In order by date, the third letter we have from the Tuder's back to their homeland of Muhlenberg County, Kentucky was written September 10, 1885 by Nicholas Francis Marion (N.F.M.) Tuder to his dad's brother Hezekiah Tuder. NFM was J.W. Gailey's oldest Tuder uncle. He enlisted and served with J.W.'s father Asa Lomax Gailey in the Civil War. NFM was discharged early due to illness. He always lived near his family and no records indicate that he ever married. NFM was a skilled carpenter like his father.
The following is my transcription of the letter complete with his exact spelling of words. I believe it helps to paint a picture of maybe how they might have sounded when speaking as some words are spelled more like they sounded to the writer than the actual spelling.
Things were a bit on the dire side considering the tone of his letter. A lot of deaths in the few years the family had lived in Eastland County. There was continuing talk in this letter about property that NFM's father had inherited from his father that was apparently sold off by another member of the family with no money sent to the Texas branch of the family.
The letter below also mentions William, which was a common name for J.W. Gailey. You can tell that the family was close enough that they all knew each other's business. At this time J.W. likely lived within a quarter mile of N.F.M. at his mothers house on Rush Creek (eastern Eastland County, east of the Tudor Cemetery). J.W. Would have been married five years at this point with two small children at home.
Eastland Co Strawn PO Palo Pinto Co Texas
Sept 10th A.D. 1885
Deare uncle in answer to yours of Sept 3rd to hand was glad to heare from you all to heare that you was well. This leaves us all well that is alive. Our sisters is both dead Jane has bin dead about 5 years. Rosey has been dead a little over 1 yeare. Both left heirs. Jimey's wife is dead. She died one month after Rosey died. Father died in Dec 31, 1877 his business heare has bin wound up and I do not know how to inquire in on that matter there. I do not know the law there. I do not know wother the estate is worth enough to justify one of us to come there or not. I wish you would write the poticlars. What right Abe Reno had to sell that land and what father was due him for and all about it. See him and find out. He had better be shore he is right in his proceedings. I do not think he had any law for that. I think limitation would settle a debt 30 years old is he had of course owed him when he left there.

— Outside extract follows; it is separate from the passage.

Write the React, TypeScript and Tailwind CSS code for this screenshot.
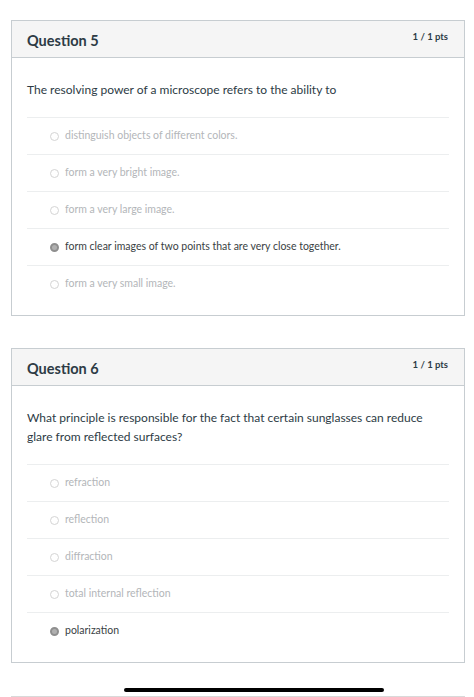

You wrote you had wrote several times to us. This is the first letter we have got form any of you since before father died. We heard through J.S. Biard that Grandmother was dead. You wrote that the land fell to Daniel's heirs. Did you mean to Grandfathers or uncle Daniel's? Some things one way and some another.
So no more. But a little more. William has been running a thrusher this season. Wheat and oats is very good. Cotton is sorrow it will take about 6 acres to make a bale of cotton. Corn is tolerably good. It is worth 50 cents per bushel. Wheat is 60, oats 25 cents per bushel, bacon 10 cents a lb. No sale hardly for any thing.
It is getting late and I must close for this time. Write soon as you get this. So no more but remain your nephew until death.
NOTE: This letter was among several uncovered by Hezekiah Tuder's granddaughter Willa Dean Noffsinger, who still lives near the old Tuder land in Muhlenburg County, Kentucky. A special thank you goes to Mrs. Noffsinger and her generosity in sharing these letters.